И когда после встречи со Шпрингером стало известно, что у меня будет журнал, вся леволиберальная часть Запада выступила против. Ну когда в истории было такое, чтобы крупнейшие газеты от «Вашингтон пост» до «Монд» писали об эмигрантских проблемах?! А ведь Шпрннгером-то детей пугали. Шпрингером, Штраусом… И вдруг Штраус становится лучшим другом Советского Союза. А меня за этого Штрауса!.. Потом я стал врагом Штрауса, потому, что я заявил, что такой оппортунизм принять не могу. Как думаю, так и буду думать. На меня рассердились. Я встречался с Солженицыным, он тоже поначалу принял участие в журнале, дал, кстати, и название ему «Континент». Хотя предложения были разные.
Ведь я пригласил участвовать в журнале всех, от Синявского до Сахарова. Быть может, каждый надеялся повернуть направление журнала по-своему. Но моего характера не знали. Предлагали антирусскую направленность. Но я заявил, что журнал не будет ни антитатарский, ни антикиргизский, ни антисемитский, но он не будет и антирусским. Кто-то отказался сотрудничать. Ну что делать? Я никого не гнал. Солженицын, наоборот, считал, что в журнале слишком мало русской боли. Я ему возражал: Александр Исаевич, ну вы же сами сказали, что с самого начала надо думать о поляках. Если же я буду выставлять на первый план только русскую боль, они первые от нас уйдут: боль-то у нас общая. Солженицын парировал: в отличие от вас, от вашей эмиграции старая эмиграция с оружием в руках отходила, она в ОВИР не стучалась.
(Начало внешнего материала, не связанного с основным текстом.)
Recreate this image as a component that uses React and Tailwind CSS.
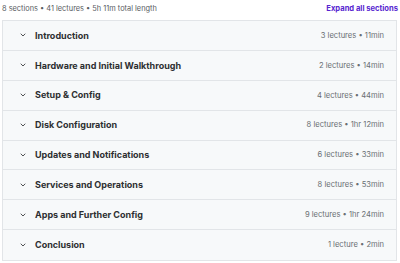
import { ChevronDown } from 'lucide-react';

const sections = [
  { title: 'Introduction', meta: '3 lectures • 11min' },
  { title: 'Hardware and Initial Walkthrough', meta: '2 lectures • 14min' },
  { title: 'Setup & Config', meta: '4 lectures • 44min' },
  { title: 'Disk Configuration', meta: '8 lectures • 1hr 12min' },
  { title: 'Updates and Notifications', meta: '6 lectures • 33min' },
  { title: 'Services and Operations', meta: '8 lectures • 53min' },
  { title: 'Apps and Further Config', meta: '9 lectures • 1hr 24min' },
  { title: 'Conclusion', meta: '1 lecture • 2min' },
];

export default function App() {
  return (
    <div className="w-[400px] h-[263px] bg-white px-[2px] pt-[2px] font-['Inter',sans-serif] text-[#2d2f31]">
      <div className="flex items-center justify-between h-[13px] mb-[5px]">
        <span className="text-[7.4px] text-[#595c5f]">8 sections • 41 lectures • 5h 11m total length</span>
        <span className="text-[7.6px] font-bold text-[#5624d0]">Expand all sections</span>
      </div>
      <div className="border border-[#e2e5e8] w-[395px]">
        {sections.map((s, i) => (
          <div key={i} className={`flex items-center justify-between h-[29.9px] bg-[#f7f9fa] pl-[16px] pr-[12px] ${i < sections.length - 1 ? 'border-b border-[#e2e5e8]' : ''}`}>
            <div className="flex items-center">
              <ChevronDown size={8} strokeWidth={2.5} className="text-[#2d2f31] mr-[8px]" />
              <span className="text-[9px] font-bold">{s.title}</span>
            </div>
            <span className="text-[7.6px] text-[#6a6f73]">{s.meta}</span>
          </div>
        ))}
      </div>
    </div>
  );
}
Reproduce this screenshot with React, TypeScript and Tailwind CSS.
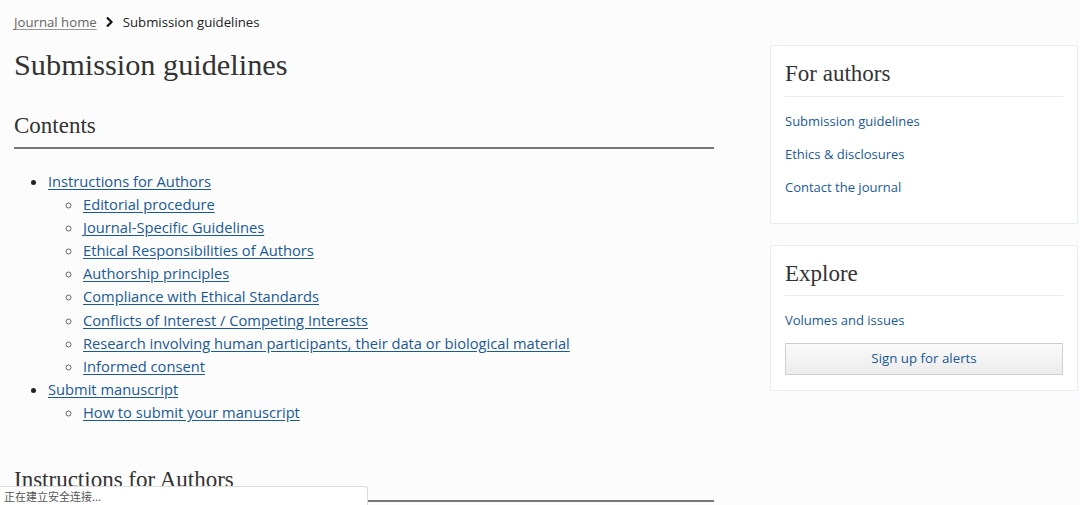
import React from "react";

const sans = "font-['Open_Sans','Noto_Sans',sans-serif]";
const serif = "font-['Liberation_Serif',serif]";

type Item = { label: string; children?: string[] };

const contents: Item[] = [
  {
    label: "Instructions for Authors",
    children: [
      "Editorial procedure",
      "Journal-Specific Guidelines",
      "Ethical Responsibilities of Authors",
      "Authorship principles",
      "Compliance with Ethical Standards",
      "Conflicts of Interest / Competing Interests",
      "Research involving human participants, their data or biological material",
      "Informed consent",
    ],
  },
  { label: "Submit manuscript", children: ["How to submit your manuscript"] },
];

function Chevron() {
  return (
    <svg width="9" height="12" viewBox="0 0 9 12" className="ml-[8px] mr-[9px]">
      <path d="M2 1.5 L6.5 6 L2 10.5" fill="none" stroke="#111" strokeWidth="2.2" />
    </svg>
  );
}

function SideLink({ children }: { children: React.ReactNode }) {
  return <a className="block text-[13px] leading-[20px] text-[#1a5a96] no-underline">{children}</a>;
}

export default function App() {
  return (
    <div className={`relative min-h-[505px] w-[1080px] overflow-hidden bg-[#fcfcfc] ${sans} text-[#222]`}>
      <div className="flex pl-[14px]">
        {/* main column */}
        <main className="w-[700px] shrink-0">
          <nav className="flex items-center pt-[13px] text-[13.2px] leading-[18px]">
            <a className="text-[#666] underline decoration-[#999] underline-offset-2">Journal home</a>
            <Chevron />
            <span className="text-[#222]">Submission guidelines</span>
          </nav>

          <h1 className={`${serif} mt-[16px] text-[30.3px] leading-[36px] font-normal text-[#333]`}>
            Submission guidelines
          </h1>

          <h2 className={`${serif} mt-[29px] border-b-2 border-[#777] pb-[7px] text-[23px] leading-[28px] font-normal text-[#333]`}>
            Contents
          </h2>

          <ul className="mt-[21px] list-disc pl-[34px] text-[14.7px] leading-[23.1px] marker:text-[#222]">
            {contents.map((item) => (
              <li key={item.label}>
                <a className="text-[#1a5a96] underline underline-offset-2">{item.label}</a>
                {item.children && (
                  <ul className="list-[circle] pl-[35px] marker:text-[#666]">
                    {item.children.map((c) => (
                      <li key={c}>
                        <a className="text-[#1a5a96] underline underline-offset-2">{c}</a>
                      </li>
                    ))}
                  </ul>
                )}
              </li>
            ))}
          </ul>

          <h2 className={`${serif} mt-[42px] border-b-2 border-[#777] pb-[6px] text-[23px] leading-[28px] font-normal text-[#333]`}>
            Instructions for Authors
          </h2>
        </main>

        {/* sidebar */}
        <aside className="ml-[56px] mt-[45px] flex w-[308px] shrink-0 flex-col gap-[21px]">
          <section className="border border-[#e6edf4] bg-white px-[14px] pt-[14px] pb-[26px]">
            <h3 className={`${serif} border-b border-[#e6edf4] pb-[8px] text-[23px] leading-[28px] font-normal text-[#333]`}>
              For authors
            </h3>
            <div className="mt-[14px] flex flex-col gap-[13px]">
              <SideLink>Submission guidelines</SideLink>
              <SideLink>Ethics &amp; disclosures</SideLink>
              <SideLink>Contact the journal</SideLink>
            </div>
          </section>

          <section className="border border-[#e6edf4] bg-white px-[14px] pt-[14px] pb-[15px]">
            <h3 className={`${serif} border-b border-[#e6edf4] pb-[7px] text-[23px] leading-[28px] font-normal text-[#333]`}>
              Explore
            </h3>
            <div className="mt-[14px]">
              <SideLink>Volumes and issues</SideLink>
            </div>
            <button className="mt-[13px] h-[32px] w-full border border-[#cfcfcf] bg-gradient-to-b from-[#fafafa] to-[#ececec] text-[13.3px] text-[#1a5a96]">
              Sign up for alerts
            </button>
          </section>
        </aside>
      </div>

      {/* browser status bubble */}
      <div className="absolute bottom-0 left-0 flex h-[19px] w-[368px] items-center rounded-tr-[3px] border-t border-r border-[#dcdcdc] bg-white pl-[4px] font-['Noto_Sans_CJK_SC',sans-serif] text-[11px] text-[#555]">
        正在建立安全连接...
      </div>
    </div>
  );
}
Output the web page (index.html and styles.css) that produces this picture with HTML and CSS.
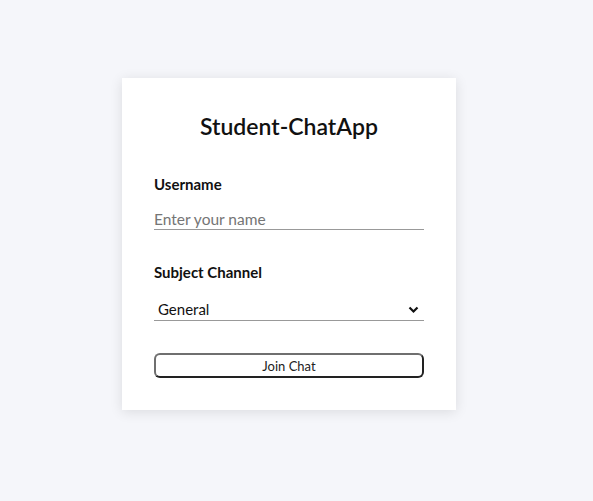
FILE: index.html
```html
<!DOCTYPE html>
<html lang="en">
<head>
<meta charset="utf-8">
<title>Student-ChatApp</title>
<link rel="stylesheet" href="styles.css">
</head>
<body>
<main class="page">
  <form class="card">
    <h1 class="title">Student-ChatApp</h1>
    <div class="field">
      <label class="label" for="username">Username</label>
      <input class="input" id="username" type="text" placeholder="Enter your name">
    </div>
    <div class="field">
      <label class="label label-select" for="channel">Subject Channel</label>
      <div class="select-wrap">
        <select class="select" id="channel">
          <option>General</option>
        </select>
        <svg class="chevron" width="11" height="8" viewBox="0 0 11 8"><path d="M1.5 1.5 L5.5 5.5 L9.5 1.5" fill="none" stroke="#111" stroke-width="2.2"/></svg>
      </div>
    </div>
    <button class="button" type="button">Join Chat</button>
  </form>
</main>
</body>
</html>
```
FILE: styles.css
```css
html, body {
  margin: 0;
  padding: 0;
  height: 100%;
}
body {
  background: #f5f6fa;
  font-family: Lato, "Noto Sans", sans-serif;
  color: #111;
}
.page {
  display: flex;
  justify-content: center;
  padding-top: 78px;
  padding-right: 15px;
}
.card {
  width: 334px;
  box-sizing: border-box;
  background: #fff;
  padding: 30px 32px 32px;
  box-shadow: 0 2px 12px rgba(0,0,0,0.11);
  display: flex;
  flex-direction: column;
}
.title {
  margin: 0 0 30px;
  font-size: 23px;
  font-weight: 600;
  text-align: center;
  line-height: 36px;
}
.field {
  display: flex;
  flex-direction: column;
  margin-bottom: 32px;
}
.label {
  font-size: 15px;
  font-weight: 700;
  line-height: 20px;
  margin-bottom: 14px;
}
.label-select {
  margin-bottom: 16px;
}
.input {
  border: none;
  border-bottom: 1px solid #999;
  font-family: inherit;
  font-size: 15.5px;
  padding: 0;
  height: 22px;
  box-sizing: border-box;
  outline: none;
  color: #111;
}
.input::placeholder {
  color: #757575;
}
.select-wrap {
  position: relative;
}
.select {
  appearance: none;
  -webkit-appearance: none;
  width: 100%;
  border: none;
  border-bottom: 1px solid #999;
  border-radius: 0;
  background: #fff;
  font-family: inherit;
  font-size: 15px;
  padding: 0 0 0 4px;
  height: 23px;
  color: #111;
  outline: none;
}
.chevron {
  position: absolute;
  right: 5px;
  top: 8px;
  pointer-events: none;
}
.button {
  height: 25px;
  border: 2px solid;
  border-color: #6f6f6f #222 #222 #6f6f6f;
  border-radius: 6px;
  background: #fff;
  font-family: inherit;
  font-size: 13px;
  color: #222;
}
```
Задним умом крепок человек: как-то позже Иосиф Бродский заметил на это — с оружием в руках не отступают, а наступают.
Я вообще хочу сказать, и это обдуманная мною концепция: для меня не национальность человека главное, а его человеческие качества. Если еврей сволочь, он не становится для меня более приемлемой фигурой. И если негодяй русский, то он для меня негодяй.
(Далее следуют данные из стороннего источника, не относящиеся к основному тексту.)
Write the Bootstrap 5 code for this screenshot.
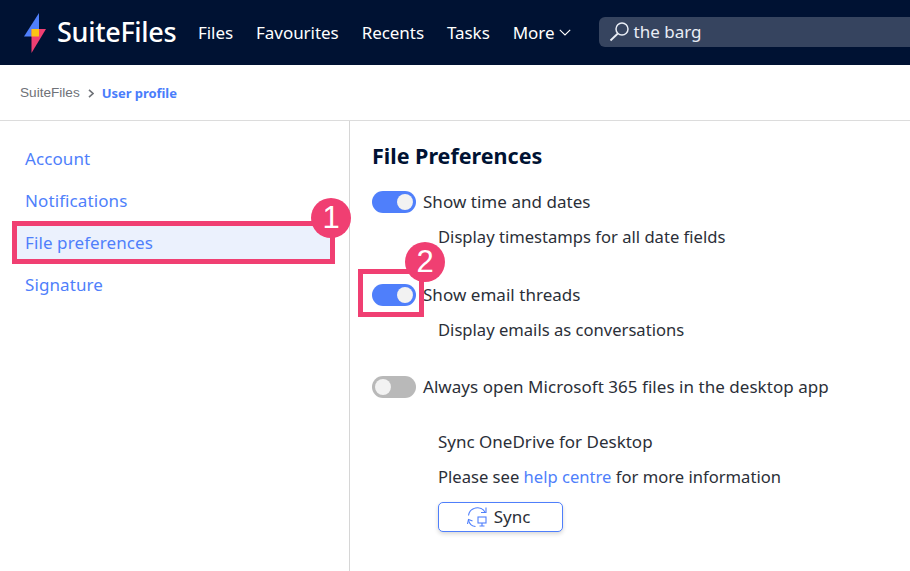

«Саша Соколов и его размышления, что Запад — не сахар. Сколько стоит подвал Бродского в Нью-Йорке? Советские и американские пикули. Олег Ефремов и демократия в театре. Гонорары Феллини и Майкла Джексона. В ножки — нашему читателю!»
— Я ничего не могу сказать плохого о Западе. Здесь мне дали приют, дали журнал, меня издают. В России я жил впроголодь, здесь я сыт. Могу рассуждать и дальше в таком же духе, но какая-то доля правды в высказываниях Саши Соколова есть. Я слышал, что он по московскому телевидению и в газетах резко говорил о Западе.
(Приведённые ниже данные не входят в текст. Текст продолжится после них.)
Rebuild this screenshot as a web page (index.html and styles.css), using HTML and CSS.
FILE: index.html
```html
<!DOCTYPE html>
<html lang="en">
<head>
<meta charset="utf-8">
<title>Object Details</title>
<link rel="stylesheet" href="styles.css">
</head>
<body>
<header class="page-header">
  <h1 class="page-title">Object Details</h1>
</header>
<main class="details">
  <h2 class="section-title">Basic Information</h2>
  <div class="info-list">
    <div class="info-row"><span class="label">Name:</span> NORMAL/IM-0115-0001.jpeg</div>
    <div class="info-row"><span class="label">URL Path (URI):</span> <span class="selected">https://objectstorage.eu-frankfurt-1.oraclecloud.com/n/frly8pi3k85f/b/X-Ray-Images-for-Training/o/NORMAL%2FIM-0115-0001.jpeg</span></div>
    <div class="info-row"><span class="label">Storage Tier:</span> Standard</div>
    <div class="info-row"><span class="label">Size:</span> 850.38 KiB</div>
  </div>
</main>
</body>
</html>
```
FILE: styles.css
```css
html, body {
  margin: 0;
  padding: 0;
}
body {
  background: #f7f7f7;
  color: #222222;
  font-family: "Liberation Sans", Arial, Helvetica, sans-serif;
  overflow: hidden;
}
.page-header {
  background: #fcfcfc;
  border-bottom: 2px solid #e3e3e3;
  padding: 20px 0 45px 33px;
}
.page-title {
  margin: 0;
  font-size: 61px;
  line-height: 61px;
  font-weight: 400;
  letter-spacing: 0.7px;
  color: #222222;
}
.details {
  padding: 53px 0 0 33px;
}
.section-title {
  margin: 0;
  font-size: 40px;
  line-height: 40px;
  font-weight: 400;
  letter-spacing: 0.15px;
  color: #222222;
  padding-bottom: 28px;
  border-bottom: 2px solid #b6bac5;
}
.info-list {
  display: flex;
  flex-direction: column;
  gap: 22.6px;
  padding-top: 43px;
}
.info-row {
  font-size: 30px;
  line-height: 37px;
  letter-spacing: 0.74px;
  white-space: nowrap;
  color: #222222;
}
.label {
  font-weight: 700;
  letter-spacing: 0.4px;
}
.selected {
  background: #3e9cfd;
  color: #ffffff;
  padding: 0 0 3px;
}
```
Станислав Рассадин, один из приятелей моей молодости, заявил со страниц печати: дескать, вот мы гордились, что мы — самая читающая страна в мире, и догордились: самая читающая Пикуля страна. Дорогой мой, ну зачем же так говорить, это недобросовестно. Западные пикули живут в тысячу раз лучше наших советских пикулей. Тиражи у них в десятки раз больше тиража американских пикулей, в десять — пятнадцать миллионов экземпляров. Артур Миллер не может поставить пьесу в Америке, считает — дорого. Лауреат Нобелевской премии Клод Симон у нас, в интервью для «Континента», сам говорит, что больше тридцати тысяч никогда не продавал, что живет на оставленное ему небольшое наследство. Величайший эссеист нашего времени Чоран продает 500 экземпляров, живет на иждивении своей жены, учительницы, ни Бродский, ни Милош не живут стихами, сам Бсллоу работает в поте лица. Вот эта квартира, в которой находитесь, стоит дороже Нобелевской премии, она стоит 600 тысяч долларов. Бродский получил 350 тысяч и на этиѵденьги до сих пор, кажется, выкупает тот подвал в Нью-Йорке, в котором живет. Хороший подвал, красивый, милый, только вот очень уж дорогой. Так вот, я спрашиваю: зачем же унижать своего собственного читателя, зачем плевать ему в лицо? Ему, обеспечивавшему огромные тиражи советских изданий! При Твардовском тираж «Нового мира» был 160 тысяч экземпляров, сейчас он два с половиной миллиона. Тираж у «Юности» три с половиной миллиона. В Америке десятитысячный тираж считается гигантским. Журнал «Эспри», где перепечатываются выдающиеся авторы Франции, имеет тираж две тысячи, да и те почти бесплатно рассовывают по почтовым ящикам. Никто здесь не читает толстых журналов. Надо признать, что демократия-то — это не отбор лучших из лучших, это отбор себе подобных. Крупный деятель на Западе появляется в экстремальных ситуациях: Черчилль, де Голль… А в нормальной ситуации избиратель отдает предпочтение себе подобному. У него в голове мыслишка: дескать, и я могу быть на этом месте. Поэтому стоило кончиться войне — и на первых же выборах прокатывается герой Англии Черчилль, а здесь прокатывают де Голля. Демократия хороша, но у нее в области культуры есть огромные издержки.